Voilà qui renvoie directement à notre slogan préféré : » Préserver l’eau, nourrir la terre « . En voulant soustraire à nos sens les conséquences de nos appétits, nous nions le principe même de « cycle du vivant » et cela nous coûte cher. Mais plus que cela, nous empruntons aux générations futures une somme que le réchauffement climatique décuple. Aujourd’hui, nous vivons tous avec cette conscience coupable de peser sur la terre un poids bien trop lourd.
Un savoir oublié, déjà à l’époque
« La science, après avoir longtemps tâtonné, sait aujourd’hui que le plus fécondant et le plus efficace des engrais, c’est l’engrais humain. Les Chinois, disons-le à notre honte, le savaient avant nous. Pas un paysan chinois, c’est Eckeberg qui le dit, ne va à la ville sans rapporter, aux deux extrémités de son bambou, deux seaux pleins de ce que nous nommons immondices. »
Y a-t-il aujourd’hui plus forte image d’un état de fait absurde et paraissant inéluctable. Alors que science, nature, richesse et bon sens s’alignent pour pointer la transformation de nos ressources en terre fertile, nous allons payer au prix fort des engrais à la Russie, ce qui indirectement financerait l’effort de guerre russe. Ironie du sort. (Lire l’article de Ouest France du 7 mai 2024).
Le chinois, disons-le avec honte, nous vend cher son seau de caca.
Absurdité moderne
« On expédie à grands frais des convois de navires afin de récolter au pôle austral la fiente des pétrels et des pingouins, et l’incalculable élément d’opulence qu’on a sous la main, on l’envoie à la mer. Tout l’engrais humain et animal que le monde perd, rendu à la terre au lieu d’être jeté à l’eau, suffirait à nourrir le monde. »

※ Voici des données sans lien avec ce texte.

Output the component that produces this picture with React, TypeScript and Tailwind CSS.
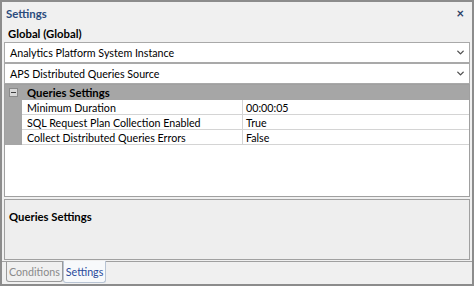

La raison en est que nous ne sommes plus reliés au vivant, c’est-à-dire aux causes et aux conséquences de notre existence sur terre. Aujourd’hui, ce sont les engrais chimiques qui font tourner une industrie alors que nous payons trois fois. D’abord pour nous débarrasser de nos excrétas honteux, ensuite pour nettoyer l’eau qui leur a servi de véhicule et enfin pour enrichir les sols que nous n’avons pas su préserver avec nos productions personnelles.
En fin de compte, la gestion de nos déchets illustre parfaitement notre rapport au monde. Le rejet.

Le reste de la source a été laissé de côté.